When Rob and Michele Reiner's ME reports were released early on what did they say
Executive summary
Early medical‑examiner information about Rob and Michele Singer Reiner was posted publicly by the Los Angeles County Medical Examiner and showed the couple died of "multiple sharp force injuries" — details that were later removed when a court granted a security hold at the LAPD’s request; the department said it sought the sealing to ensure investigators saw important information before media release [1] [2] [3].
1. What the initial medical‑examiner postings said
When the county initially posted information, the Medical Examiner’s office and subsequent reporting described the cause of death for both Rob and Michele Reiner as multiple sharp‑force injuries, and death certificates confirming that finding were released and reported by outlets that obtained them [1] [2] [4].
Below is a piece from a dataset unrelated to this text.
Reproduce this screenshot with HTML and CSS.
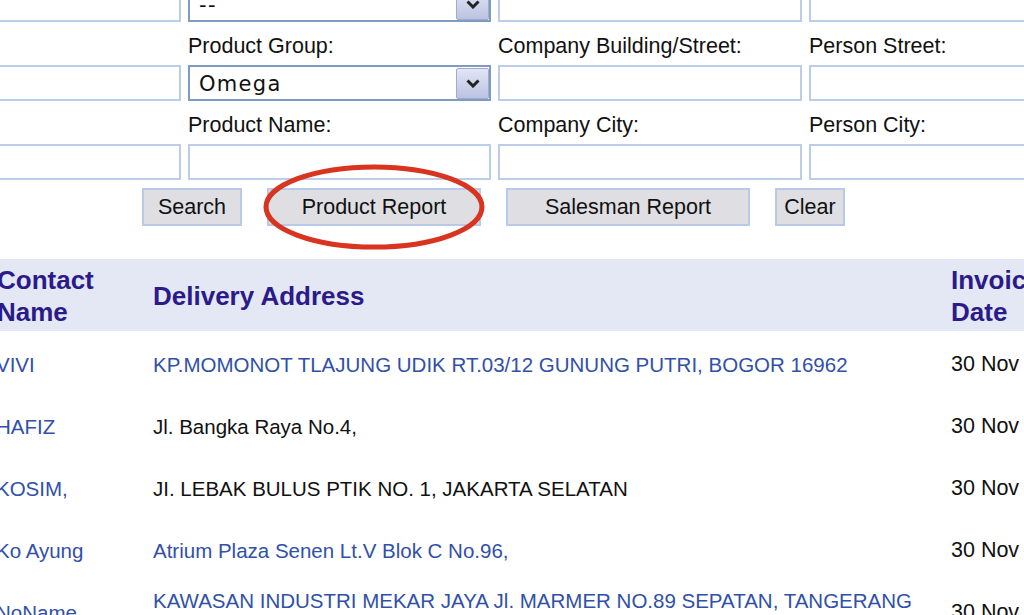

2. Additional early details published about timing and injuries
Some early ME details reported that the deputy coroner wrote the Reiners died from their injuries "within minutes," while the exact date and time the injuries were inflicted were listed as "unknown" on portions of the medical records cited by national outlets [1] [5].
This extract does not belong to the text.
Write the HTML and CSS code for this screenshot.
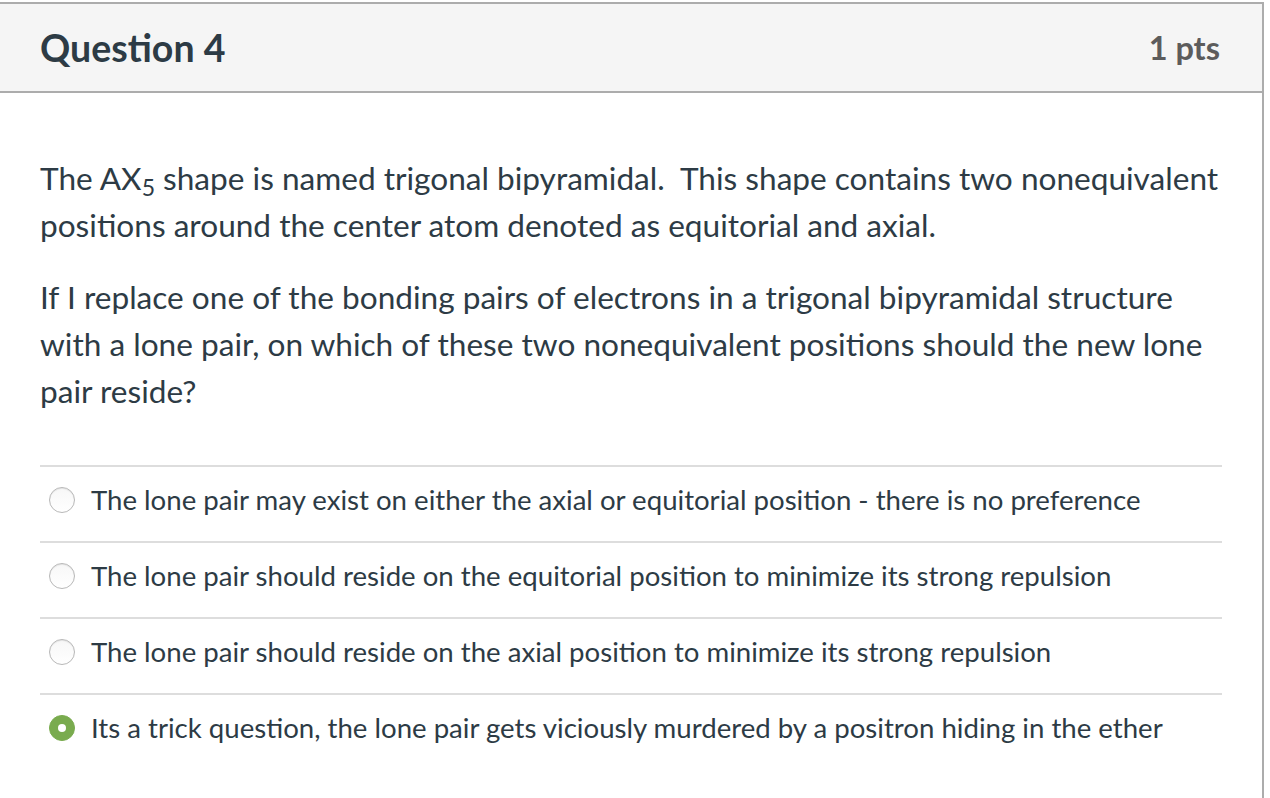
FILE: index.html
```html
<!DOCTYPE html>
<html lang="en">
<head>
<meta charset="utf-8">
<title>Question 4</title>
<link rel="stylesheet" href="styles.css">
</head>
<body>
<div class="question">
  <div class="q-header">
    <h2 class="q-title">Question 4</h2>
    <span class="q-points">1 pts</span>
  </div>
  <div class="q-body">
    <p class="q-text">The AX<sub>5</sub> shape is named trigonal bipyramidal.&nbsp; This shape contains two nonequivalent positions around the center atom denoted as equitorial and axial.</p>
    <p class="q-text">If I replace one of the bonding pairs of electrons in a trigonal bipyramidal structure with a lone pair, on which of these two nonequivalent positions should the new lone pair reside?</p>
    <div class="answers">
      <div class="answer"><span class="radio"></span><span class="answer-text">The lone pair may exist on either the axial or equitorial position - there is no preference</span></div>
      <div class="answer"><span class="radio"></span><span class="answer-text">The lone pair should reside on the equitorial position to minimize its strong repulsion</span></div>
      <div class="answer"><span class="radio"></span><span class="answer-text">The lone pair should reside on the axial position to minimize its strong repulsion</span></div>
      <div class="answer"><span class="radio checked"></span><span class="answer-text">Its a trick question, the lone pair gets viciously murdered by a positron hiding in the ether</span></div>
    </div>
  </div>
</div>
</body>
</html>
```
FILE: styles.css
```css
html, body {
  margin: 0;
  padding: 0;
  background: #ffffff;
  overflow: hidden;
}
body {
  font-family: Lato, "Open Sans", sans-serif;
  color: #2d3b45;
}
.question {
  margin: 2px 0 0 -2px;
  width: 1262px;
  border: 2px solid #acacac;
  border-bottom: none;
  height: 900px;
}
.q-header {
  background: #f5f5f5;
  border-bottom: 2px solid #acacac;
  height: 87px;
  display: flex;
  align-items: center;
  justify-content: space-between;
  padding: 0 42px 0 40px;
}
.q-title {
  margin: 0;
  font-size: 37.5px;
  font-weight: 700;
  color: #2d3b45;
}
.q-points {
  font-size: 32.5px;
  font-weight: 700;
  color: #5c5c5c;
}
.q-body {
  padding: 62px 40px 0 40px;
}
.q-text {
  margin: 0 0 25px 0;
  font-size: 31.6px;
  line-height: 47px;
}
.q-text sub {
  font-size: 23px;
  line-height: 0;
  vertical-align: -6px;
}
.answers {
  margin-top: 50px;
}
.answer {
  border-top: 2px solid #dddddd;
  height: 74px;
  display: flex;
  align-items: center;
  padding-left: 9px;
  padding-bottom: 8px;
  box-sizing: border-box;
  height: 76px;
}
.radio {
  flex: 0 0 auto;
  width: 24px;
  height: 24px;
  border-radius: 50%;
  border: 1px solid #b8b8b8;
  background: linear-gradient(#f7f7f7, #ffffff);
  box-shadow: inset 0 1px 1px rgba(0,0,0,0.08);
  margin-right: 16px;
  box-sizing: content-box;
}
.radio.checked {
  border-color: #79ab4e;
  background: #79ab4e;
  box-shadow: none;
  position: relative;
}
.radio.checked::after {
  content: "";
  position: absolute;
  left: 50%;
  top: 50%;
  width: 8px;
  height: 8px;
  margin: -4px 0 0 -4px;
  border-radius: 50%;
  background: #ffffff;
}
.answer-text {
  font-size: 27.6px;
  line-height: 36px;
}
```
3. How those early findings were then retracted or scrubbed
On Dec. 24 the Medical Examiner’s office said it received a court order initiated by the LAPD placing a "security hold" on the case files, and the county removed previously posted cause‑of‑death information and blocked further public posting of reports, photos or notes until further notice after a Superior Court judge signed the order [4] [6] [7].
4. The LAPD’s stated rationale and the prosecutor/investigative context
The LAPD told reporters it sought the sealing to "ensure detectives from Robbery‑Homicide Division learned of important information surrounding their deaths before the media and the public," framing the request as investigative necessity rather than an effort to obscure findings, and prosecutors have since accused the couple’s son of fatally stabbing them — an allegation reflected in multiple news accounts [3] [8] [9].
5. What remains public and the limits of available reporting
While initial publicly posted content and the death certificates made clear the cause was sharp‑force injuries, those records have been removed from the Medical Examiner’s site and the full autopsy reports have been blocked from release, meaning detailed forensic findings and any narrative about timing, sequence, defensive wounds, or other medical subtleties are not available for independent verification in the public record at this time [2] [10] [11].
6. How outlets characterized the early disclosures and subsequent sealing
National outlets reported the county had briefly published cause‑of‑death information and then pulled it after receiving the court order; coverage ranged from straightforward summaries of the cause and the sealing to explicit notes that the sealing was initiated by the LAPD and approved by a judge, with some outlets emphasizing investigatory justification and others emphasizing the sudden removal from public view [4] [6] [12].
7. Reasonable cautions and competing viewpoints
The LAPD’s stated motive — protecting investigatory integrity — is documented in press statements and court filings reported by mainstream outlets, while critics of secrecy point out that sealing high‑profile records fuels speculation; because the autopsy reports are now under court order, fuller medical details are not currently available in the public record and any claims beyond the posted-and‑then‑removed cause of death cannot be independently confirmed from the sources reviewed [3] [10] [7].